Open Microwave Cavity for use in a Purcell Enhancement Cooling Scheme

TL;DR

This paper presents an open microwave cavity design that enhances plasma cooling via the Purcell Effect, enabling efficient lepton plasma cooling for antihydrogen synthesis without moving parts.

Contribution

It introduces a novel open geometry microwave cavity with adjustable quality factors for improved plasma cooling applications.

Findings

Cavity design achieves high quality factors with open ends

Surface treatments allow tuning of cavity quality

Design is applicable to various open-geometry plasma systems

Abstract

A microwave cavity is described which can be used to cool lepton plasmas for potential use in synthesis of antihydrogen. The cooling scheme is an incarnation of the Purcell Effect: when plasmas are coupled to a microwave cavity, the plasma cooling rate is resonantly enhanced through increased spontaneous emission of cyclotron radiation. The cavity forms a three electrode section of a Penning-Malmberg trap and has a bulged cylindrical geometry with open ends aligned with the magnetic trapping axis.
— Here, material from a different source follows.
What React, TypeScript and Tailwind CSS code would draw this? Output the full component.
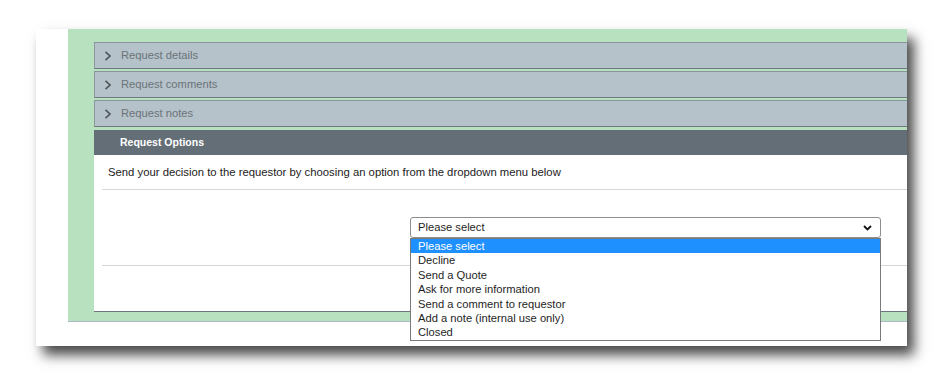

This allows plasmas to be injected and removed from the cavity without the need for moving parts while maintaining high quality factors for resonant modes. The cavity includes unique surface preparations for adjusting the cavity quality factor and achieving anti-static shielding using thin layers of nichrome and colloidal graphite respectively. Geometric design considerations for a cavity with strong cooling power and low equilibrium plasma temperatures are discussed. Cavities of this weak-bulge design will be applicable to many situations where an open geometry is required.